My story isn't unique to Hackney North and Stoke Newington. It's the story of every constituency where people and needs exist side by side while someone in Whitehall says the cupboard is bare. The cupboard was never empty. It was locked.
Cherry Picking
What Sasha experienced has a name.
Selecting only the data points that support a predetermined conclusion while ignoring the rest.
In Sasha's story, this played out as a relentless focus on programmes that didn't work perfectly, budgets that were "wasted," or training schemes that didn't achieve 100% employment rates. These cherry-picked failures became the justification for cutting teacher training bursaries, reducing university intakes, and setting recruitment targets that ignored regional needs. Meanwhile, the overwhelming evidence that teacher training works, that bursaries attract qualified candidates, and that London schools desperately need more maths teachers was set aside.

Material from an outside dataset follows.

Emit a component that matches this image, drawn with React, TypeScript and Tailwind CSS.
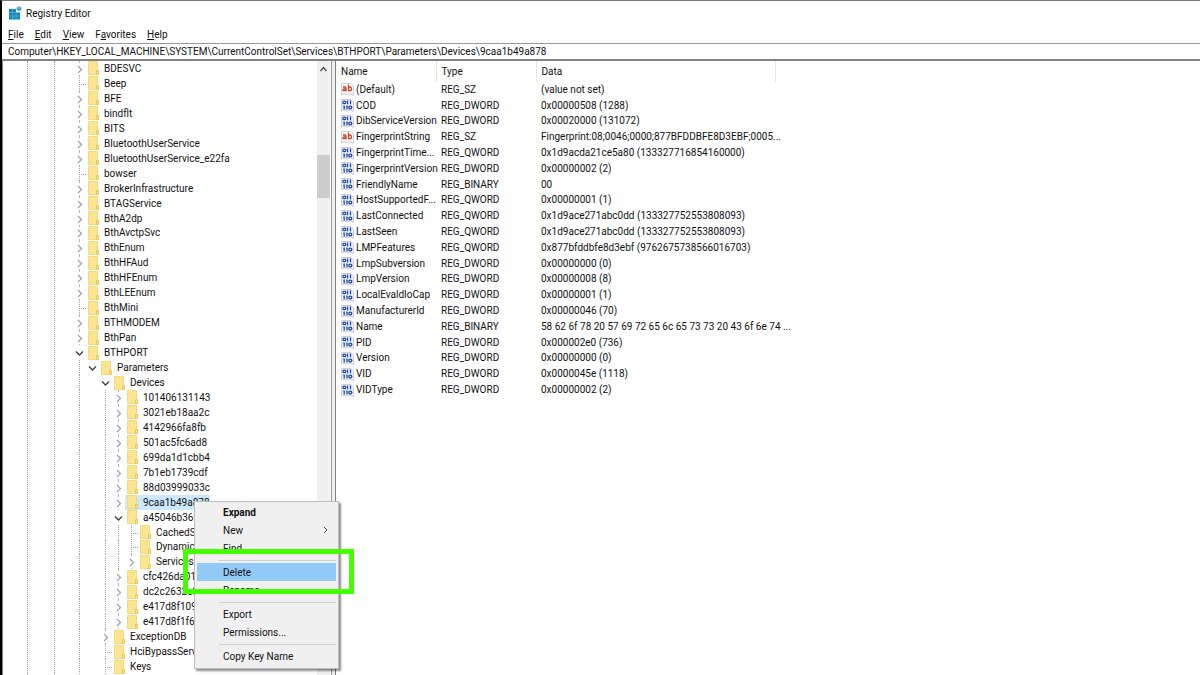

The austerity objection here was predictable: "Look what happened to countries that overspent on public services." But countries that issue their own currency have never defaulted due to domestic spending - Greece used the euro, not its own currency, while Nordic countries with large public sectors have fewer debt crises, not more.
The UK government issues its own currency. It does not need to find pounds before it spends them. The real constraint is resources: people, skills, materials, time. And in Sasha's constituency, those resources were sitting idle. The resources existed. The people existed. The decision not to connect them was political, not financial.